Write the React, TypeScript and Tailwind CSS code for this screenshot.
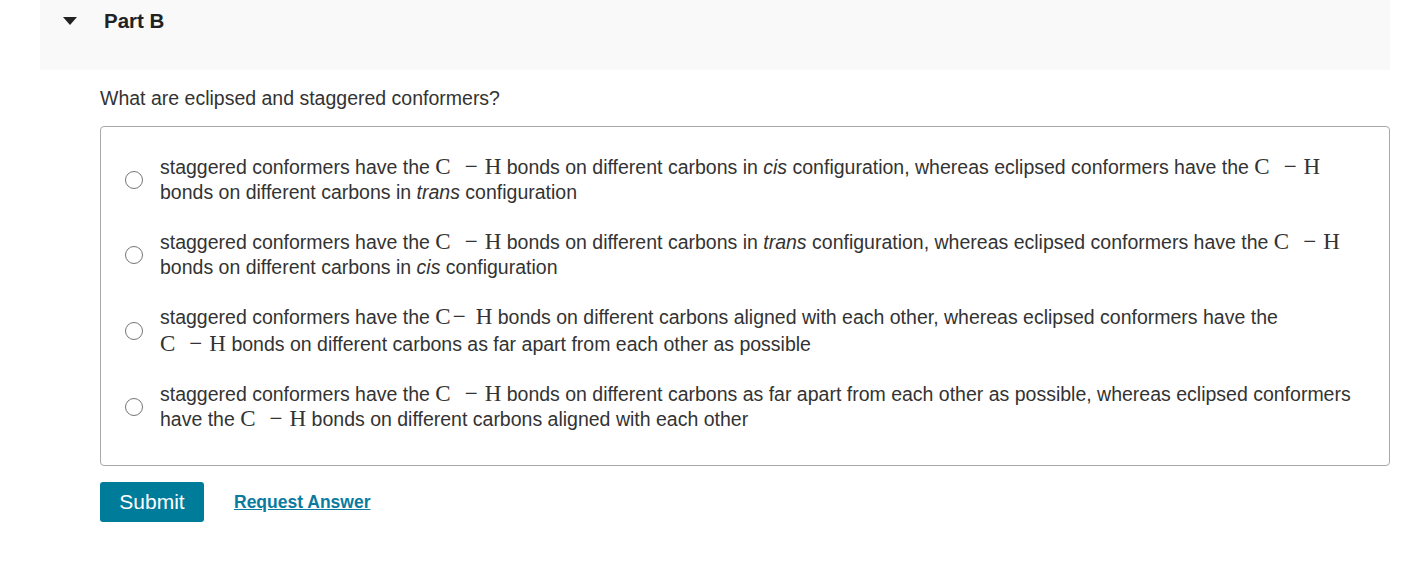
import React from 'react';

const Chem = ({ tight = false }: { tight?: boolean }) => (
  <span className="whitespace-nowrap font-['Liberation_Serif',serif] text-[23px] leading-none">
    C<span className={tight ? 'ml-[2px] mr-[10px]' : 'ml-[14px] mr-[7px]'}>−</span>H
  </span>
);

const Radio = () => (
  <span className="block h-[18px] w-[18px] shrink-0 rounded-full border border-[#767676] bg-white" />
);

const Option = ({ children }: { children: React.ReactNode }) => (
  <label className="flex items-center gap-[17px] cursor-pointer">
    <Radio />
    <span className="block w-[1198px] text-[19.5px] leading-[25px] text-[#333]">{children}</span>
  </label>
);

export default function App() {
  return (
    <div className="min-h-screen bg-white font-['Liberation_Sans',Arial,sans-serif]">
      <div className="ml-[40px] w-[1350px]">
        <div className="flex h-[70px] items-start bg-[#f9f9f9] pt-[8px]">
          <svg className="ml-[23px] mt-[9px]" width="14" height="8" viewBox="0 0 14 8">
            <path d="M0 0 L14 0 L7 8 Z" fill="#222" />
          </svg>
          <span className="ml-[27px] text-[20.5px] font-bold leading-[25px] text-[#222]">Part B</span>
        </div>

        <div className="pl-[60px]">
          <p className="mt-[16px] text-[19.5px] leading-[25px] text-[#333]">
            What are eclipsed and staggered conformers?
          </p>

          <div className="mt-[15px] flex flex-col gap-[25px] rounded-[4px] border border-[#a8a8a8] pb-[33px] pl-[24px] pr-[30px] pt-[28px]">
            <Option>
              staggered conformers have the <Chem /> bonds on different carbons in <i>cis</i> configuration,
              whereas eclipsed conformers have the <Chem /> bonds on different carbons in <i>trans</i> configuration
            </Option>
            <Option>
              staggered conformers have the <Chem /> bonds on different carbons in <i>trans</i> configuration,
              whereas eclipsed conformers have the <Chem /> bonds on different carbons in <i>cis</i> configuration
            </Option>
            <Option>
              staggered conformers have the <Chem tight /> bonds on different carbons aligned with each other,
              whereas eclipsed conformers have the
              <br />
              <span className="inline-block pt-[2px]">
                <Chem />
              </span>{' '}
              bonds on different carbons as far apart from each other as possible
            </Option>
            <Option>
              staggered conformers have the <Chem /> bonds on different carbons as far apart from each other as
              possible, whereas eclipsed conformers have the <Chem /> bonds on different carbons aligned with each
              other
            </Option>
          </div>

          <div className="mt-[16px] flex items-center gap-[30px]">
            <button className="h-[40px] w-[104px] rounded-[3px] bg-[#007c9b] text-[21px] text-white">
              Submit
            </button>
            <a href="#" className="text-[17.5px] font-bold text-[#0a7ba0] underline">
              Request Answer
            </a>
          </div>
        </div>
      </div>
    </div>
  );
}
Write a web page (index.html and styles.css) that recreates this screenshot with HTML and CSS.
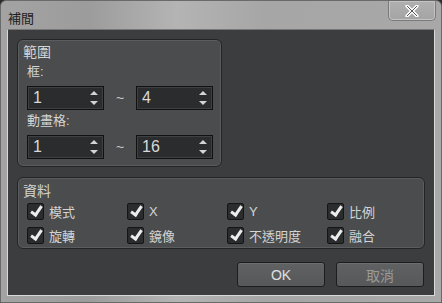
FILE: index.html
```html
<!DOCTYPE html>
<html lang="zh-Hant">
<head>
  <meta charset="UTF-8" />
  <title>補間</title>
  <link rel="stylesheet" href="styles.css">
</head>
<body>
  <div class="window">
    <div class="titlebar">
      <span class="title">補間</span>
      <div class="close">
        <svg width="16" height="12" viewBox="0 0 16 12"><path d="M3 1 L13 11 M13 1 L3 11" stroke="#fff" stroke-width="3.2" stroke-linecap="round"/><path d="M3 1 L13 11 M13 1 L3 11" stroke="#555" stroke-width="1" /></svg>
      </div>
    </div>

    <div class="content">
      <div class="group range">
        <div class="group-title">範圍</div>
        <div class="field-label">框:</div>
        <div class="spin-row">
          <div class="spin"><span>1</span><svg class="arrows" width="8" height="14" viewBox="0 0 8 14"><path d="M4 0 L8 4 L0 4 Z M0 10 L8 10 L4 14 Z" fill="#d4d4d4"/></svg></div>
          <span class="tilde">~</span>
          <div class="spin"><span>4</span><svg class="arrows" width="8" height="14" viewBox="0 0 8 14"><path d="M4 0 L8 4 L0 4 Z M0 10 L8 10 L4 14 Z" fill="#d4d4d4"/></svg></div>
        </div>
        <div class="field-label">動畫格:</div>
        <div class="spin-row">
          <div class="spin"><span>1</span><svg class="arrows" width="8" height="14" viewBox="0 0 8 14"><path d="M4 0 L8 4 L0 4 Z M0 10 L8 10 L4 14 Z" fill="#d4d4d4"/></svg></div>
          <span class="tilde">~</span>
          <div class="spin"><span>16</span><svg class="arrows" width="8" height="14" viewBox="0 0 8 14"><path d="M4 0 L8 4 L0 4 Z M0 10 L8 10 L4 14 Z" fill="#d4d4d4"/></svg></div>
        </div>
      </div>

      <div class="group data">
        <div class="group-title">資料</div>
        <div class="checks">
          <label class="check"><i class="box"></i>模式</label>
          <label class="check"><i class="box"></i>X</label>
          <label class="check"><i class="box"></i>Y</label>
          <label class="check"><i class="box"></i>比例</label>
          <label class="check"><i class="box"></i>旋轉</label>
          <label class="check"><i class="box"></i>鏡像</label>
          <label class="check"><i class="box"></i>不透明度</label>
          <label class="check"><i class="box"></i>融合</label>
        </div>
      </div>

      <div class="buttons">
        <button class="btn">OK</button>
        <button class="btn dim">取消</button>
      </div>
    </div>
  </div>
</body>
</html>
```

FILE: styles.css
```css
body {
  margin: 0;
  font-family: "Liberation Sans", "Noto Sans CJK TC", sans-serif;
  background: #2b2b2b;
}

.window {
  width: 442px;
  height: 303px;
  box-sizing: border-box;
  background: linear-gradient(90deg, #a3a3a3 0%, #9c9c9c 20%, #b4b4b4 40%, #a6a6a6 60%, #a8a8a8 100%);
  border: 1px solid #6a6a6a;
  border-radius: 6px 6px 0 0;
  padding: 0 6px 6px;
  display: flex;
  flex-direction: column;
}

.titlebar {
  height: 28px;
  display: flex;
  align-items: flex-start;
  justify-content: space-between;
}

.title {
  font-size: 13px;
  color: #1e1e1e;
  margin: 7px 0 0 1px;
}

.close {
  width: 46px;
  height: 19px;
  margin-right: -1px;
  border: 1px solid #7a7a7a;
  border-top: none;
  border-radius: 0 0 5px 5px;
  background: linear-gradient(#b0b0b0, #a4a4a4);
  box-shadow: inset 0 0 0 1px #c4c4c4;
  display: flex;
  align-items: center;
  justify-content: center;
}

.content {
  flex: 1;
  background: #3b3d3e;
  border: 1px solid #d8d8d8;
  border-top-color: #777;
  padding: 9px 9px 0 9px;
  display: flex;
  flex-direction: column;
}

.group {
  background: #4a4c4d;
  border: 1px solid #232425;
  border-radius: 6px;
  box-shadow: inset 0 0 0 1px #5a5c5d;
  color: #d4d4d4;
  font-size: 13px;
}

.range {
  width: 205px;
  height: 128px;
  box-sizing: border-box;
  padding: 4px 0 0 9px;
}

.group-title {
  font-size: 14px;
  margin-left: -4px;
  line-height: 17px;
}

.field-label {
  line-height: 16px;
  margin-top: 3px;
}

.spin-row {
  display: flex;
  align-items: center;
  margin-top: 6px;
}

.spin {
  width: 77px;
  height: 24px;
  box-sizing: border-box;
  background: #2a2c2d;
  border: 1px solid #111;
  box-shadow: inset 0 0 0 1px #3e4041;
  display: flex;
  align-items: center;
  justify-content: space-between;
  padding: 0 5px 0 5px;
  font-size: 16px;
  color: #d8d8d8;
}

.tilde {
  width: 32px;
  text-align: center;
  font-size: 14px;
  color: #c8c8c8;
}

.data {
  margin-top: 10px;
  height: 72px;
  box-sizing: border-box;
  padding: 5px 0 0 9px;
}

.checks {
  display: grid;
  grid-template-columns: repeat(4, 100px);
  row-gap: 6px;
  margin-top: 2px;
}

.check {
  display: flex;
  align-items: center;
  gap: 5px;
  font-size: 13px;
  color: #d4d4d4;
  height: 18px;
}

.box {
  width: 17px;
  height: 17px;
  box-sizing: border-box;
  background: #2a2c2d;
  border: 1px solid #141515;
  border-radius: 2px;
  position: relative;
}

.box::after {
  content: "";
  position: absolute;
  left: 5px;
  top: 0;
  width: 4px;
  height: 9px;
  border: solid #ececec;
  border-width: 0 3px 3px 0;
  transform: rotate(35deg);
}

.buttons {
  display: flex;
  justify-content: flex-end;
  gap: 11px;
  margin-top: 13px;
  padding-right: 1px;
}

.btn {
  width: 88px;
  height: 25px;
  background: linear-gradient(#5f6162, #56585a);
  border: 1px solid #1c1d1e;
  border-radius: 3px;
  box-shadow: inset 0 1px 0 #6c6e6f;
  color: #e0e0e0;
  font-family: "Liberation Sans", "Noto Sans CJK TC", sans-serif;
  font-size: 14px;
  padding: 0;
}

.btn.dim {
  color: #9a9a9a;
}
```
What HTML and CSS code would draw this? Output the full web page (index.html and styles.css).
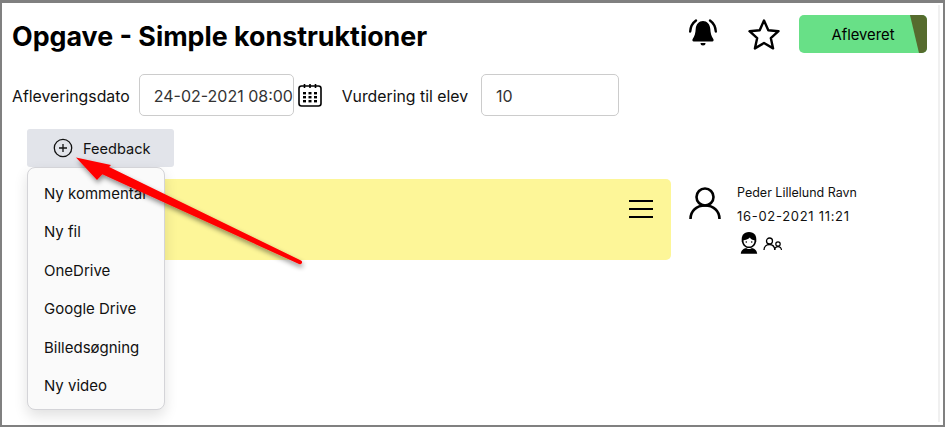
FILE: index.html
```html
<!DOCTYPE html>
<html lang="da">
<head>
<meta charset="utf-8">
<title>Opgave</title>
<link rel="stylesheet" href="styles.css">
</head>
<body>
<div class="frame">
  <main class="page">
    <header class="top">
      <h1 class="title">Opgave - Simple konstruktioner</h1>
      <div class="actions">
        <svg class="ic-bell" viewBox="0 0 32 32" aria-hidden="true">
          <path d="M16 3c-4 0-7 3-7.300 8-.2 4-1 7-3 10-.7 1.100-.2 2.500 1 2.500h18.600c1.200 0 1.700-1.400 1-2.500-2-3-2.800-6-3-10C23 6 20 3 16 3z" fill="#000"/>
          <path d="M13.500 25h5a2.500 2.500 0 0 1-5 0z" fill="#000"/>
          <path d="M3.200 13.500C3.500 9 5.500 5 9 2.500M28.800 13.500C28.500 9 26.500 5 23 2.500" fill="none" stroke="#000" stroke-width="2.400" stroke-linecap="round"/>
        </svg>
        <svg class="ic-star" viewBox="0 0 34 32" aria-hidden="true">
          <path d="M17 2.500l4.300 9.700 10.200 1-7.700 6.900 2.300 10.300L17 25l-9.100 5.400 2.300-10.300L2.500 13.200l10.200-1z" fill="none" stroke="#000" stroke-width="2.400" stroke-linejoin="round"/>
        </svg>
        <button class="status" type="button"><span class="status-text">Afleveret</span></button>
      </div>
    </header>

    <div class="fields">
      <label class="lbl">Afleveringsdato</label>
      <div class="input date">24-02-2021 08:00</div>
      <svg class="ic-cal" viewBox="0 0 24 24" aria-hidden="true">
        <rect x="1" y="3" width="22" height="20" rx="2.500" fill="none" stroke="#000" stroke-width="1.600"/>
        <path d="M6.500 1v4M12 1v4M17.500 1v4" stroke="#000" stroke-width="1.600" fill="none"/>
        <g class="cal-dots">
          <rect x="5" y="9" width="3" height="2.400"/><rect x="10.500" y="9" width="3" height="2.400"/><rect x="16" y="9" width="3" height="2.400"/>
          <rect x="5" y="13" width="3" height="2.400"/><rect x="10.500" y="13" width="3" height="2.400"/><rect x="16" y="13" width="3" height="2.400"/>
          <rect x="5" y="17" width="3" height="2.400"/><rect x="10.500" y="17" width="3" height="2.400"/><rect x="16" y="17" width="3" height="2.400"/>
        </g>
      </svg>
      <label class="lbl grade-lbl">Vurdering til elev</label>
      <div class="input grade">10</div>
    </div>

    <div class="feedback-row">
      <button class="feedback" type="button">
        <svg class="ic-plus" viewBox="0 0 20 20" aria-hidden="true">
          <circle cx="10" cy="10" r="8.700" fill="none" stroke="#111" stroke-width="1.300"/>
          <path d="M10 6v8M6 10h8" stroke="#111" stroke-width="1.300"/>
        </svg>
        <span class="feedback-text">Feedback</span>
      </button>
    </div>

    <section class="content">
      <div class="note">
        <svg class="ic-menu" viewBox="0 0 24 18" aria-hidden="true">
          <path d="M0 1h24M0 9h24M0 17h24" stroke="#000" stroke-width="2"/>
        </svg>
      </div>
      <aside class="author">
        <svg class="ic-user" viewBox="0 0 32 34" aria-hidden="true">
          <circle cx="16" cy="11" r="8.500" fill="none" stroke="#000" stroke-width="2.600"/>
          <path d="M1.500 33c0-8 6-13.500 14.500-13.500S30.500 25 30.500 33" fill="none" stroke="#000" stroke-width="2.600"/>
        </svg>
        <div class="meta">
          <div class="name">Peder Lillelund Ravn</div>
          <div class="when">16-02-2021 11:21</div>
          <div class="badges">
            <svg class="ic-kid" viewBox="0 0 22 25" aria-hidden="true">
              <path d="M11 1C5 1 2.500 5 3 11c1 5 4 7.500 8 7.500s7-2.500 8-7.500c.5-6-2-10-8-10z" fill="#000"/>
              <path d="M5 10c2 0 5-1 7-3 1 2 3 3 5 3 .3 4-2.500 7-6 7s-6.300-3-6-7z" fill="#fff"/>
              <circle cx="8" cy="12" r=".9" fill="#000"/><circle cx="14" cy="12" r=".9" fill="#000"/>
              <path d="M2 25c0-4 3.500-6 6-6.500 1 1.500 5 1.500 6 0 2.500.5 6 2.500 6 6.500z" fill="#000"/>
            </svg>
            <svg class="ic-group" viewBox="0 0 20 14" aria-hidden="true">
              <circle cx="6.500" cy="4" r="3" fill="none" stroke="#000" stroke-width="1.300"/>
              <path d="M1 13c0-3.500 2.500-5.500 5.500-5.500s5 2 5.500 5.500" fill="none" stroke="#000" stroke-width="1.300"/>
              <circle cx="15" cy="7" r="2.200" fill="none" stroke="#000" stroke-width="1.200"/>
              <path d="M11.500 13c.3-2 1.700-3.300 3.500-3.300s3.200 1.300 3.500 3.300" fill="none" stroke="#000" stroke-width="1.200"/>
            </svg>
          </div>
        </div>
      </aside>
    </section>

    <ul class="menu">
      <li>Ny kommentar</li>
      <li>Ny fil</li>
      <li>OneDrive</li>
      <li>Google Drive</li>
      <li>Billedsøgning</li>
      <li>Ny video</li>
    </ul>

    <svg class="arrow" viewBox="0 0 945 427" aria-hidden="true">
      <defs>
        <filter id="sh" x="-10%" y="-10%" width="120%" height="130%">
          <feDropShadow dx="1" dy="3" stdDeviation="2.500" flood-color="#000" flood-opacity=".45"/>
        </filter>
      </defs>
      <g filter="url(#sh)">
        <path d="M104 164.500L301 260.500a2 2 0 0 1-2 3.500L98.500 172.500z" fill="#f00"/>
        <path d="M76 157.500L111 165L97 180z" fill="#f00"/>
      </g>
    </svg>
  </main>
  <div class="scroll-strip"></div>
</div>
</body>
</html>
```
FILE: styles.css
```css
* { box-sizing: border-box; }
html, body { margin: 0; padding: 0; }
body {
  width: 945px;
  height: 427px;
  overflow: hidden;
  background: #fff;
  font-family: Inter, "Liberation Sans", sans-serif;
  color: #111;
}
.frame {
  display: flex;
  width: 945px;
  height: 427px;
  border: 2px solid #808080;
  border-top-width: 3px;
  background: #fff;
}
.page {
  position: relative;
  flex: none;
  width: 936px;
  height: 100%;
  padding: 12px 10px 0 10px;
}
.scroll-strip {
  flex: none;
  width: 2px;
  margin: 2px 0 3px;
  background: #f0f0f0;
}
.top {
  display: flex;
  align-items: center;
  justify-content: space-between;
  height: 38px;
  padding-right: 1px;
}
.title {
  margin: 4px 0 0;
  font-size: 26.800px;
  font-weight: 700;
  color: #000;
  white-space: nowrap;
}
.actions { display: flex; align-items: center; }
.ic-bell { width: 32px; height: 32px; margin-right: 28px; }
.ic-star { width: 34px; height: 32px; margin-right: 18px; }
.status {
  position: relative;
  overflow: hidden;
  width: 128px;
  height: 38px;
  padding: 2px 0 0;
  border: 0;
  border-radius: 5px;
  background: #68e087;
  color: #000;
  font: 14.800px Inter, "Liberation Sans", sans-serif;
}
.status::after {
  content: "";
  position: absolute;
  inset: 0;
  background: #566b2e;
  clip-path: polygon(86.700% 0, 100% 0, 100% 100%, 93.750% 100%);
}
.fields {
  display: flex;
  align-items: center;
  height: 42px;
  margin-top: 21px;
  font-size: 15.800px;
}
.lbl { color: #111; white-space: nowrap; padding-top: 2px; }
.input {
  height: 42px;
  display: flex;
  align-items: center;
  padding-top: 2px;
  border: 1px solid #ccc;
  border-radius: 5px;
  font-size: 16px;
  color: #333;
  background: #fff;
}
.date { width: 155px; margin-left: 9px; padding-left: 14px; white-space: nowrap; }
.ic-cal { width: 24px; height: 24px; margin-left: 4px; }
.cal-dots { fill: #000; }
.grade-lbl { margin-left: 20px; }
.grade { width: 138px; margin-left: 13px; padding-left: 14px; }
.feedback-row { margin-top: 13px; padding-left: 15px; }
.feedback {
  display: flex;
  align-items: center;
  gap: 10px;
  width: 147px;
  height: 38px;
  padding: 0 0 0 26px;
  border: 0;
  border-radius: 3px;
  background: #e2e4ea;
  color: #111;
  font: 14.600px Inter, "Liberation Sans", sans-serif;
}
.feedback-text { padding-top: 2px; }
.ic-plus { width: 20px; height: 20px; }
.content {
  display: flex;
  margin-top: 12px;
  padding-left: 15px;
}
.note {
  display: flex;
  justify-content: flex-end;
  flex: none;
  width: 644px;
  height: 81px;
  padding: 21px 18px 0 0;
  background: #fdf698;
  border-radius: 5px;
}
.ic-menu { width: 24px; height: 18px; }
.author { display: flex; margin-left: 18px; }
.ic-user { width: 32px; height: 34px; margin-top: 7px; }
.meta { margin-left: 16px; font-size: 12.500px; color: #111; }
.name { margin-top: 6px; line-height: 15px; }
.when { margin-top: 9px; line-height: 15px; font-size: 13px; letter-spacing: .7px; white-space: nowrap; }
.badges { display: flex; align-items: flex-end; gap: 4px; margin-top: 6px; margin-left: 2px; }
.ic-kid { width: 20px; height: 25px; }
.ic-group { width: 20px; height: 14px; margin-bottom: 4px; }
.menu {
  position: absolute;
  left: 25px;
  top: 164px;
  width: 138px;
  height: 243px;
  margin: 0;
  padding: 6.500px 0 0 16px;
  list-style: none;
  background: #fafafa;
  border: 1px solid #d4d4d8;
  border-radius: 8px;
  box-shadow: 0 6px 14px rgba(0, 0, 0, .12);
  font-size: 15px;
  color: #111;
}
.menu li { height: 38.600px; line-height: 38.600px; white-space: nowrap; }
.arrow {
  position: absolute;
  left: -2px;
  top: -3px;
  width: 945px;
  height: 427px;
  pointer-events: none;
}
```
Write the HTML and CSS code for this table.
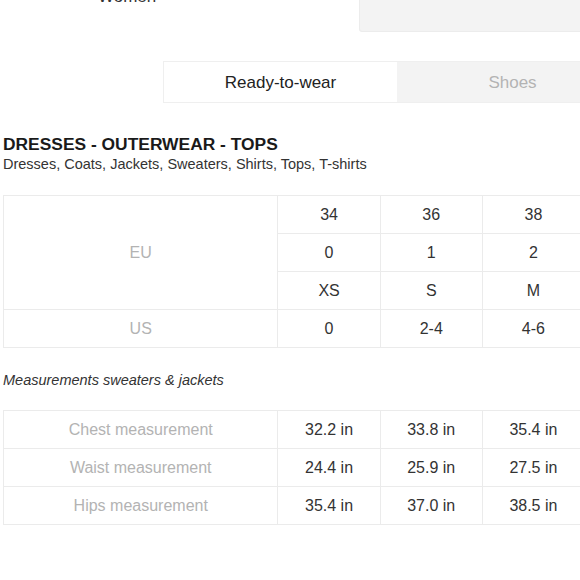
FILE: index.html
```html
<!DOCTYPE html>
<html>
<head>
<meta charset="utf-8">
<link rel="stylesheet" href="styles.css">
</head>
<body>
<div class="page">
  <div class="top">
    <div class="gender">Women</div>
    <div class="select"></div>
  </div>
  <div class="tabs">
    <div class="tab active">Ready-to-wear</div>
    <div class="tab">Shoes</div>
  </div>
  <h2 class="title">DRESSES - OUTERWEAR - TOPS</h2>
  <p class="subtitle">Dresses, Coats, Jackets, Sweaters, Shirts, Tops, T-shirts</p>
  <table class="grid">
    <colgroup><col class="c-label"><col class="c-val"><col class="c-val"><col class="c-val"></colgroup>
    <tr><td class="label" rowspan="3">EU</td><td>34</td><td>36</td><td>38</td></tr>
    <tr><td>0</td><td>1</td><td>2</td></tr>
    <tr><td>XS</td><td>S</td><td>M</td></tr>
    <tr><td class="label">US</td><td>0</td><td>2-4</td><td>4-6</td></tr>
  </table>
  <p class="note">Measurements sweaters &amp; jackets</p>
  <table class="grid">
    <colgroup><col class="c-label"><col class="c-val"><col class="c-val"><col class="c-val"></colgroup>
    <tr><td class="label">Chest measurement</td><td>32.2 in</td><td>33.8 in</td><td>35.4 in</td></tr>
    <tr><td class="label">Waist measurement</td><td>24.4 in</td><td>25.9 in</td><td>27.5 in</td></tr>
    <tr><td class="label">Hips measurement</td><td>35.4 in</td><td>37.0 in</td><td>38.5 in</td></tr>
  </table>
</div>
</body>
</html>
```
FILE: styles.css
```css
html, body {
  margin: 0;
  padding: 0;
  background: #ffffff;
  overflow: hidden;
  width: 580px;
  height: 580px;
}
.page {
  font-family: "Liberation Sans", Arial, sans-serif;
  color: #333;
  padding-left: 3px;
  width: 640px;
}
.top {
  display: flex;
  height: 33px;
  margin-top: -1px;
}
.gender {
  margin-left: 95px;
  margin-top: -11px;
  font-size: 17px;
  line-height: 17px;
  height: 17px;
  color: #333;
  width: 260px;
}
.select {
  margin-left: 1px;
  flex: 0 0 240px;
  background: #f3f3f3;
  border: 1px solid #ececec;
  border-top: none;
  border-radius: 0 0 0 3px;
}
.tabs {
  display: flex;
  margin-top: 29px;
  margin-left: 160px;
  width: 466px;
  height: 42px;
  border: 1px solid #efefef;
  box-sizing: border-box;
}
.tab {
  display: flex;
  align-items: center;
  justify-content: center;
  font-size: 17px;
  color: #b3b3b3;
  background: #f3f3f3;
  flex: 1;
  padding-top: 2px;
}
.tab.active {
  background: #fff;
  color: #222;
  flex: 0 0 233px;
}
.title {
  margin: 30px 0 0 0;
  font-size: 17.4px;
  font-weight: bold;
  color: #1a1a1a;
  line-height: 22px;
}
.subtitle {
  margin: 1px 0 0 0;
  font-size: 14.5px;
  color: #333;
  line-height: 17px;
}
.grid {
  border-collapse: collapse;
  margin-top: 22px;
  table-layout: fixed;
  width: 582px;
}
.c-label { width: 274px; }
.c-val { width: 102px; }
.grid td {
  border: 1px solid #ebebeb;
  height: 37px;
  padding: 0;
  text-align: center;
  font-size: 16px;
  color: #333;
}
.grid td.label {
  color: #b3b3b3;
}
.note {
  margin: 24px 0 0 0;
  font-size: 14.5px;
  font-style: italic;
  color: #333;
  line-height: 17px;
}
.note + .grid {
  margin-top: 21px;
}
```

━━━━━━━━━━

Exercise instructions:
Pull out every line holding "code" from the records above, and copy it.

Exercise answer:
Write the React, TypeScript and Tailwind CSS code for this screenshot.
What HTML and CSS code would draw this? Output the full web page (index.html and styles.css).
Write the HTML and CSS code for this table.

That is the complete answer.